## Given data
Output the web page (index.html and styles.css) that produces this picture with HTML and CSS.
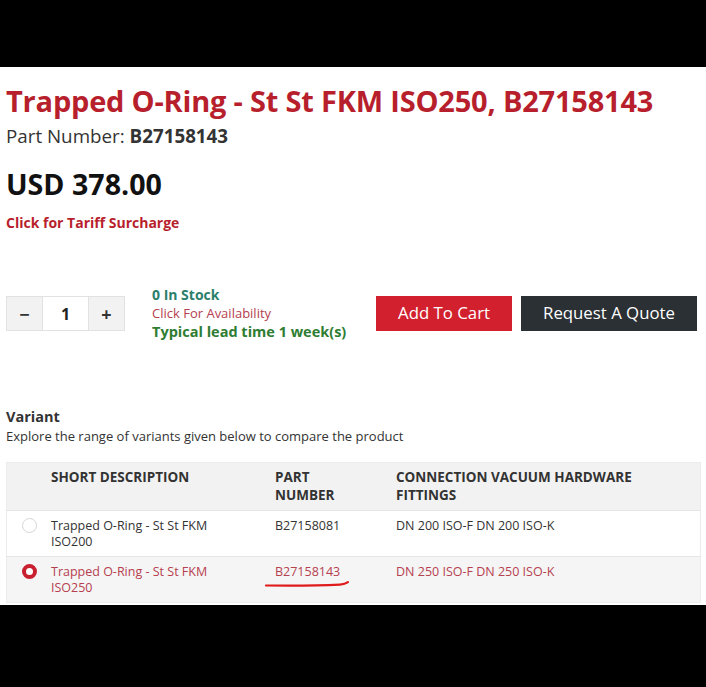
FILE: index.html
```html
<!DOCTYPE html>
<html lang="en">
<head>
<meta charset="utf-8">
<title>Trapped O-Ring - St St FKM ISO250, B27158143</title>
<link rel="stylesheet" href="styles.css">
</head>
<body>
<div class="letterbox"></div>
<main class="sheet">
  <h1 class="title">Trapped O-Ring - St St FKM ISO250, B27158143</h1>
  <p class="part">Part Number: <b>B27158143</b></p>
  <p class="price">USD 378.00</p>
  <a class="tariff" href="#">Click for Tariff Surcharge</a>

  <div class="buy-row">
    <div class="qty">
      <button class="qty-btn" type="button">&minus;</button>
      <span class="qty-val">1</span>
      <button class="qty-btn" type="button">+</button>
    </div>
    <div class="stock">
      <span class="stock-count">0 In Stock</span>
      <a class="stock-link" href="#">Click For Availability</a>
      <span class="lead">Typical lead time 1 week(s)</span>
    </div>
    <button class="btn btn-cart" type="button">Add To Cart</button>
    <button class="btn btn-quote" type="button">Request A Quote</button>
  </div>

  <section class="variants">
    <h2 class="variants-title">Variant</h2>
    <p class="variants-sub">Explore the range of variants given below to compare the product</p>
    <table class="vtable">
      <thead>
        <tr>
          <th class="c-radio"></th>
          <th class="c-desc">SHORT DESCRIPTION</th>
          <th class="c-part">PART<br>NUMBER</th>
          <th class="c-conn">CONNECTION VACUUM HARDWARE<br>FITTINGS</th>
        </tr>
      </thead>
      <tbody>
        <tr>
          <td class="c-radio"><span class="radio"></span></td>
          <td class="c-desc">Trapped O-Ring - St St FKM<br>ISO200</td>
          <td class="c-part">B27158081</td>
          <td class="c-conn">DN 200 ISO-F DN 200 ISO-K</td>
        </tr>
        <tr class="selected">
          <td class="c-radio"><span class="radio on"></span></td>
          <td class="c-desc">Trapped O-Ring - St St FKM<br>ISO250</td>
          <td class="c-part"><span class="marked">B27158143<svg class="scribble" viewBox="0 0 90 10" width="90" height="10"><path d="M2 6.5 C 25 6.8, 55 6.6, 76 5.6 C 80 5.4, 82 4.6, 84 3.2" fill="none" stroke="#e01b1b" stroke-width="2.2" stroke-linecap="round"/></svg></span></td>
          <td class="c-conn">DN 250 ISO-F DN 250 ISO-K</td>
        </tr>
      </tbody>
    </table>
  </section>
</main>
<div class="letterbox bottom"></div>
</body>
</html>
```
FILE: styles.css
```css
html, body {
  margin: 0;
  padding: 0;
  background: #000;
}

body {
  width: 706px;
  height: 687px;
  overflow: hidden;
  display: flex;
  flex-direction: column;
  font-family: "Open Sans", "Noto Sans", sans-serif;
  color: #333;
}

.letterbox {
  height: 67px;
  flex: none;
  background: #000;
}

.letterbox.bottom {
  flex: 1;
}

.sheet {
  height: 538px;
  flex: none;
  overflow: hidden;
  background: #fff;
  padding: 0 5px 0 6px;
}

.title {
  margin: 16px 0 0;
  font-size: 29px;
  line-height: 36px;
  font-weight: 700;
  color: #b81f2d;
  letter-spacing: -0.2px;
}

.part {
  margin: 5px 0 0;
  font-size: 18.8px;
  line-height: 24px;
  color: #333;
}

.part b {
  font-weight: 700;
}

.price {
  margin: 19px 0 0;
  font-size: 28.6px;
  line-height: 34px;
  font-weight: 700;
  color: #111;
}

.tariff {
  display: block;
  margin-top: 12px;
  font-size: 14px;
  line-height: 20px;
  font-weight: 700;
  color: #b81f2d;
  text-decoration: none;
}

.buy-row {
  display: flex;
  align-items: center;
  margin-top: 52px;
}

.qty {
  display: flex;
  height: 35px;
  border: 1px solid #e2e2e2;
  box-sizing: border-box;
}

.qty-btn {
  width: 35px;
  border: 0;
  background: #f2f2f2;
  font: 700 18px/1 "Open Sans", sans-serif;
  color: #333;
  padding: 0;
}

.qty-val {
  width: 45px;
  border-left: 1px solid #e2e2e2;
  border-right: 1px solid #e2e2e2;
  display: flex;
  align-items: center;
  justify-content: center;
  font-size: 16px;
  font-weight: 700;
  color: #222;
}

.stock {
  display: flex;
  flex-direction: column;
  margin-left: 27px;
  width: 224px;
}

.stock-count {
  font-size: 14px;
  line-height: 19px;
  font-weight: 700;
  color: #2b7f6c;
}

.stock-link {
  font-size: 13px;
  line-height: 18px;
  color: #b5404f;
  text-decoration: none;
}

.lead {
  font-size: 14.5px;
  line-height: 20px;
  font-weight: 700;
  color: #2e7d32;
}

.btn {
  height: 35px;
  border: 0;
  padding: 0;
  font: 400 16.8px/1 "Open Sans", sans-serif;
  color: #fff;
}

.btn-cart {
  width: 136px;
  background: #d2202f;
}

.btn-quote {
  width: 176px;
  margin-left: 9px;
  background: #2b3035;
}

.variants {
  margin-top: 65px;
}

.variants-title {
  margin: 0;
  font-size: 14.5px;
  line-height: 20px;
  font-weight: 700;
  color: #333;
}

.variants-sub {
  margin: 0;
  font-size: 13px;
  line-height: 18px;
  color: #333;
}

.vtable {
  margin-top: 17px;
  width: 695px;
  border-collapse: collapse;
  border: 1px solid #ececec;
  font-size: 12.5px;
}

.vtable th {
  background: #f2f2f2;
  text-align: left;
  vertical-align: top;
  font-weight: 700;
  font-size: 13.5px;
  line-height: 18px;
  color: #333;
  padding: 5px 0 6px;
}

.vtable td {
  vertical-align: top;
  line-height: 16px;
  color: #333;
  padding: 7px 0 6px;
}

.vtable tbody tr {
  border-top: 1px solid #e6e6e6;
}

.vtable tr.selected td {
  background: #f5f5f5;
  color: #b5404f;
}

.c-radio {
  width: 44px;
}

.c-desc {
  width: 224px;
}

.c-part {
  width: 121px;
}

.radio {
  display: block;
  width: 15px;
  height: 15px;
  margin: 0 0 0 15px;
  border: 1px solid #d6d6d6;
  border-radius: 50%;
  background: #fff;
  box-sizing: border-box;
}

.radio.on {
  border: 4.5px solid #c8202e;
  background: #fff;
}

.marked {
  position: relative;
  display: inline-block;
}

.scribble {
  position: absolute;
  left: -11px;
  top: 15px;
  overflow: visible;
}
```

==

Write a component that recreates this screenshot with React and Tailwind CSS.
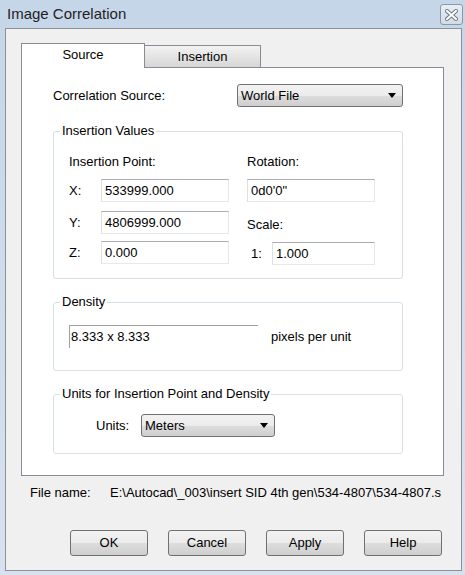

## Stated exercise
Gather all lines with the string "this" from the data.

## Worked answer
Output the web page (index.html and styles.css) that produces this picture with HTML and CSS.
Write a component that recreates this screenshot with React and Tailwind CSS.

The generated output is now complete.